BEGIN DATA SUPPLIED

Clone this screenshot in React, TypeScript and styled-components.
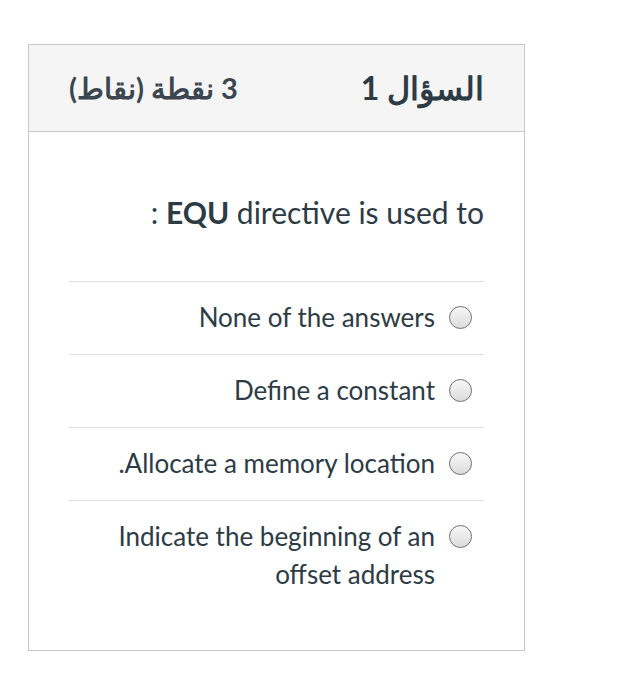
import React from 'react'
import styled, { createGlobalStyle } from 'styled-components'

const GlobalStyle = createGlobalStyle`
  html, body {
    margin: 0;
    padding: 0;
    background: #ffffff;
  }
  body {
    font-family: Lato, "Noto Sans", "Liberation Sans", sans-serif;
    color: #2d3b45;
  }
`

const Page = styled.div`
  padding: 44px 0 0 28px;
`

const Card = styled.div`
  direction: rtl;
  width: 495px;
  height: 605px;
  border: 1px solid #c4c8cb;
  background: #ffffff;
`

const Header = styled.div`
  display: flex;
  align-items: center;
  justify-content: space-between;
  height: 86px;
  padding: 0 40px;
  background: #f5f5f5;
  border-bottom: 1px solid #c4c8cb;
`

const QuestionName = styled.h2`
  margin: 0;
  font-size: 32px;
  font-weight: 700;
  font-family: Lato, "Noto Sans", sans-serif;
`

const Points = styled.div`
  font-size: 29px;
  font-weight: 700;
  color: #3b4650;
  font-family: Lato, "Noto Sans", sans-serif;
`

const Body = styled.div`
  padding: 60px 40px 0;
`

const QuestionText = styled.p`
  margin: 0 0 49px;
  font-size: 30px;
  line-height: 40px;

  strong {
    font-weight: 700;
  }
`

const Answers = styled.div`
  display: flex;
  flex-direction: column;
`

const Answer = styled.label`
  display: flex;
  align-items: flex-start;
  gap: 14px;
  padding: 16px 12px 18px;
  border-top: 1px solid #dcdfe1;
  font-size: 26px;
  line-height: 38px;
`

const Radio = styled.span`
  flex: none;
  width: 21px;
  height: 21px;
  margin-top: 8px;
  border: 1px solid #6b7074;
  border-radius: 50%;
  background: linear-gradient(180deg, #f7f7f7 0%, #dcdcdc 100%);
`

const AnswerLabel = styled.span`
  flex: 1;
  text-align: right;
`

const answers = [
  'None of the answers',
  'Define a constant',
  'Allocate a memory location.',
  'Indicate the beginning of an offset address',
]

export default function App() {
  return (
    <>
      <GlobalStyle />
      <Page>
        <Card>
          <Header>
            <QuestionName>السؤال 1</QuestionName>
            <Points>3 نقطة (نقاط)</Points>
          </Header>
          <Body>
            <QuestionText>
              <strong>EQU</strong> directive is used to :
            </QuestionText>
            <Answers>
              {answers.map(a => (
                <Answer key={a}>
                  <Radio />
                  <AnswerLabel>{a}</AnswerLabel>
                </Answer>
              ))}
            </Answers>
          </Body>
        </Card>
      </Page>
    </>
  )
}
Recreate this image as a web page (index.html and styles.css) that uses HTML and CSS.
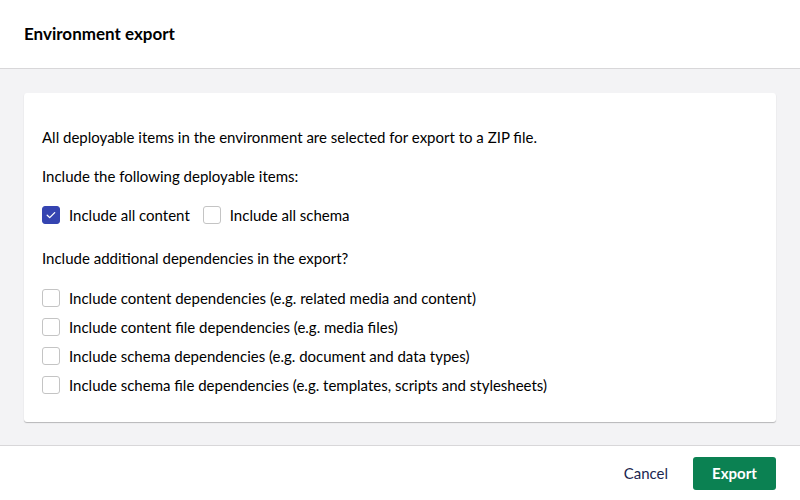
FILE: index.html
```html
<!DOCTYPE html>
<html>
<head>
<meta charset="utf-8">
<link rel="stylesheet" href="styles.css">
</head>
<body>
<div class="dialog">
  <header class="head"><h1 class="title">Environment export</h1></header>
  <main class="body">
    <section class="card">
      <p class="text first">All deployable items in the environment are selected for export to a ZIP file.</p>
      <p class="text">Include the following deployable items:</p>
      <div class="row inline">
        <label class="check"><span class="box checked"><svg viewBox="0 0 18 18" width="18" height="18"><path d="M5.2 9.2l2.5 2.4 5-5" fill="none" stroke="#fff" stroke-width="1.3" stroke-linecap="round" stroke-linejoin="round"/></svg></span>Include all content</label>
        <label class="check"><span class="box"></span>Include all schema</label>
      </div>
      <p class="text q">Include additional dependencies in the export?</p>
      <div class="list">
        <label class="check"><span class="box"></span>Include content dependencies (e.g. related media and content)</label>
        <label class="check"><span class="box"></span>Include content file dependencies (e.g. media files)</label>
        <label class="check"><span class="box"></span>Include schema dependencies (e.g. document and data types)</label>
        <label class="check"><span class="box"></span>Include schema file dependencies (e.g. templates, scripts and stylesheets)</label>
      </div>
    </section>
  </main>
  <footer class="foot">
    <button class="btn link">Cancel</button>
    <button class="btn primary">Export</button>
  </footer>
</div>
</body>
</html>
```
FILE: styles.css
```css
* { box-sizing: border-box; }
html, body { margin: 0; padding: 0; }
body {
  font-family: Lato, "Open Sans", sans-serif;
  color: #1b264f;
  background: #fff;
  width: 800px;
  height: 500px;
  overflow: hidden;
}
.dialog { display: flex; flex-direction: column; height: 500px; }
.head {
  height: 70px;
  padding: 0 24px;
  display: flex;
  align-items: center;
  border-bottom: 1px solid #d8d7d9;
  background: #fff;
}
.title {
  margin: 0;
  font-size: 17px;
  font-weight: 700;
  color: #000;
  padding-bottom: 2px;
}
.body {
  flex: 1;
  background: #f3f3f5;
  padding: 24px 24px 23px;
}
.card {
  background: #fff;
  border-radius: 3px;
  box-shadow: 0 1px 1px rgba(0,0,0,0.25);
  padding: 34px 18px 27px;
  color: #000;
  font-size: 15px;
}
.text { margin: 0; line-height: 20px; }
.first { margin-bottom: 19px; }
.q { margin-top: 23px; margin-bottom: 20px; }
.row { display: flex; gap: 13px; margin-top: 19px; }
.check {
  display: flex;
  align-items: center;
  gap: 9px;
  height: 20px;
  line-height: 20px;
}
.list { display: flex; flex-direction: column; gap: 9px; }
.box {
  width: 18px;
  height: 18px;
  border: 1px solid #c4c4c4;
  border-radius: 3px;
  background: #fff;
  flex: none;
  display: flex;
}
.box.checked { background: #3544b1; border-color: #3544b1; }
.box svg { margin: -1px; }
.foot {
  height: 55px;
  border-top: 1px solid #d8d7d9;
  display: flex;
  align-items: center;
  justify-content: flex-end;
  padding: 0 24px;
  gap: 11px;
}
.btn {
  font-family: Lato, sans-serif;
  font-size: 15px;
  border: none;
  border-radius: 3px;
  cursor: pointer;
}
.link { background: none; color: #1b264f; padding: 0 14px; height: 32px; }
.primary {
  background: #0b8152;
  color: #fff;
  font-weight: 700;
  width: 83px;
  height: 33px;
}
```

END DATA SUPPLIED

WORK TO BE COMPLETED: Drop the images and repeat the data exactly.

ANSWER TO THE PROBLEM:
Clone this screenshot in React, TypeScript and styled-components.
import React from 'react'
import styled, { createGlobalStyle } from 'styled-components'

const GlobalStyle = createGlobalStyle`
  html, body {
    margin: 0;
    padding: 0;
    background: #ffffff;
  }
  body {
    font-family: Lato, "Noto Sans", "Liberation Sans", sans-serif;
    color: #2d3b45;
  }
`

const Page = styled.div`
  padding: 44px 0 0 28px;
`

const Card = styled.div`
  direction: rtl;
  width: 495px;
  height: 605px;
  border: 1px solid #c4c8cb;
  background: #ffffff;
`

const Header = styled.div`
  display: flex;
  align-items: center;
  justify-content: space-between;
  height: 86px;
  padding: 0 40px;
  background: #f5f5f5;
  border-bottom: 1px solid #c4c8cb;
`

const QuestionName = styled.h2`
  margin: 0;
  font-size: 32px;
  font-weight: 700;
  font-family: Lato, "Noto Sans", sans-serif;
`

const Points = styled.div`
  font-size: 29px;
  font-weight: 700;
  color: #3b4650;
  font-family: Lato, "Noto Sans", sans-serif;
`

const Body = styled.div`
  padding: 60px 40px 0;
`

const QuestionText = styled.p`
  margin: 0 0 49px;
  font-size: 30px;
  line-height: 40px;

  strong {
    font-weight: 700;
  }
`

const Answers = styled.div`
  display: flex;
  flex-direction: column;
`

const Answer = styled.label`
  display: flex;
  align-items: flex-start;
  gap: 14px;
  padding: 16px 12px 18px;
  border-top: 1px solid #dcdfe1;
  font-size: 26px;
  line-height: 38px;
`

const Radio = styled.span`
  flex: none;
  width: 21px;
  height: 21px;
  margin-top: 8px;
  border: 1px solid #6b7074;
  border-radius: 50%;
  background: linear-gradient(180deg, #f7f7f7 0%, #dcdcdc 100%);
`

const AnswerLabel = styled.span`
  flex: 1;
  text-align: right;
`

const answers = [
  'None of the answers',
  'Define a constant',
  'Allocate a memory location.',
  'Indicate the beginning of an offset address',
]

export default function App() {
  return (
    <>
      <GlobalStyle />
      <Page>
        <Card>
          <Header>
            <QuestionName>السؤال 1</QuestionName>
            <Points>3 نقطة (نقاط)</Points>
          </Header>
          <Body>
            <QuestionText>
              <strong>EQU</strong> directive is used to :
            </QuestionText>
            <Answers>
              {answers.map(a => (
                <Answer key={a}>
                  <Radio />
                  <AnswerLabel>{a}</AnswerLabel>
                </Answer>
              ))}
            </Answers>
          </Body>
        </Card>
      </Page>
    </>
  )
}
Recreate this image as a web page (index.html and styles.css) that uses HTML and CSS.
FILE: index.html
```html
<!DOCTYPE html>
<html>
<head>
<meta charset="utf-8">
<link rel="stylesheet" href="styles.css">
</head>
<body>
<div class="dialog">
  <header class="head"><h1 class="title">Environment export</h1></header>
  <main class="body">
    <section class="card">
      <p class="text first">All deployable items in the environment are selected for export to a ZIP file.</p>
      <p class="text">Include the following deployable items:</p>
      <div class="row inline">
        <label class="check"><span class="box checked"><svg viewBox="0 0 18 18" width="18" height="18"><path d="M5.2 9.2l2.5 2.4 5-5" fill="none" stroke="#fff" stroke-width="1.3" stroke-linecap="round" stroke-linejoin="round"/></svg></span>Include all content</label>
        <label class="check"><span class="box"></span>Include all schema</label>
      </div>
      <p class="text q">Include additional dependencies in the export?</p>
      <div class="list">
        <label class="check"><span class="box"></span>Include content dependencies (e.g. related media and content)</label>
        <label class="check"><span class="box"></span>Include content file dependencies (e.g. media files)</label>
        <label class="check"><span class="box"></span>Include schema dependencies (e.g. document and data types)</label>
        <label class="check"><span class="box"></span>Include schema file dependencies (e.g. templates, scripts and stylesheets)</label>
      </div>
    </section>
  </main>
  <footer class="foot">
    <button class="btn link">Cancel</button>
    <button class="btn primary">Export</button>
  </footer>
</div>
</body>
</html>
```
FILE: styles.css
```css
* { box-sizing: border-box; }
html, body { margin: 0; padding: 0; }
body {
  font-family: Lato, "Open Sans", sans-serif;
  color: #1b264f;
  background: #fff;
  width: 800px;
  height: 500px;
  overflow: hidden;
}
.dialog { display: flex; flex-direction: column; height: 500px; }
.head {
  height: 70px;
  padding: 0 24px;
  display: flex;
  align-items: center;
  border-bottom: 1px solid #d8d7d9;
  background: #fff;
}
.title {
  margin: 0;
  font-size: 17px;
  font-weight: 700;
  color: #000;
  padding-bottom: 2px;
}
.body {
  flex: 1;
  background: #f3f3f5;
  padding: 24px 24px 23px;
}
.card {
  background: #fff;
  border-radius: 3px;
  box-shadow: 0 1px 1px rgba(0,0,0,0.25);
  padding: 34px 18px 27px;
  color: #000;
  font-size: 15px;
}
.text { margin: 0; line-height: 20px; }
.first { margin-bottom: 19px; }
.q { margin-top: 23px; margin-bottom: 20px; }
.row { display: flex; gap: 13px; margin-top: 19px; }
.check {
  display: flex;
  align-items: center;
  gap: 9px;
  height: 20px;
  line-height: 20px;
}
.list { display: flex; flex-direction: column; gap: 9px; }
.box {
  width: 18px;
  height: 18px;
  border: 1px solid #c4c4c4;
  border-radius: 3px;
  background: #fff;
  flex: none;
  display: flex;
}
.box.checked { background: #3544b1; border-color: #3544b1; }
.box svg { margin: -1px; }
.foot {
  height: 55px;
  border-top: 1px solid #d8d7d9;
  display: flex;
  align-items: center;
  justify-content: flex-end;
  padding: 0 24px;
  gap: 11px;
}
.btn {
  font-family: Lato, sans-serif;
  font-size: 15px;
  border: none;
  border-radius: 3px;
  cursor: pointer;
}
.link { background: none; color: #1b264f; padding: 0 14px; height: 32px; }
.primary {
  background: #0b8152;
  color: #fff;
  font-weight: 700;
  width: 83px;
  height: 33px;
}
```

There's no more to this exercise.